Aside from a low distribution coefficient, thorium extraction is made difficult by the existence of an additional organic phase which appears for a rather modest thorium nitrate concentration in the aqueous phase. This concentration decreases as a function of the concentration of nitric acid. Furthermore it was found that at moderate nitric acid concentrations, needed for good separation of thorium from fission products (around 1.5mol/l), fission products, if present in large quantities, might precipitate. This has led [143, 144] to a rather complicated extraction process where an initial pre-decontamination of thorium and uranium with low thorium (1.15mol/l) and medium nitric acid (1mol/l) concentrations, was followed by an extraction stage with lower nitric acid concentration (0.15mol/l) and, finally, separation and purification of thorium and uranium.

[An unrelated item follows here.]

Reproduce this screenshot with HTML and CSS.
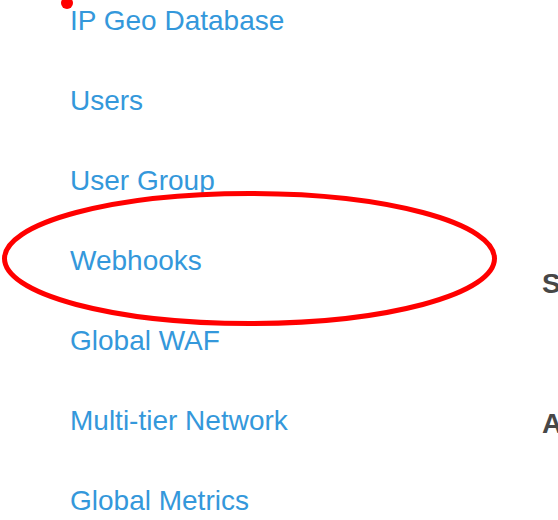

The Purex process is unable to separate thorium from protactinium with good efficiency. An improved separation can be obtained by adding phosphoric acid H3PO4 which complexes readily with protactinium.

An interesting aspect of the Jiilich experiment is that it involved the treatment of fuel particles embedded in graphite and silicon carbide spheres. The graphite was burned in oxygen to CO2. Because of the presence of 14C this has to be sequestered in the form of CaCO3, for example.

Thus the treatment of thorium fuels by the Purex process has been demonstrated but leads to much larger radioactive effluents than does the Purex process for uranium and plutonium extraction.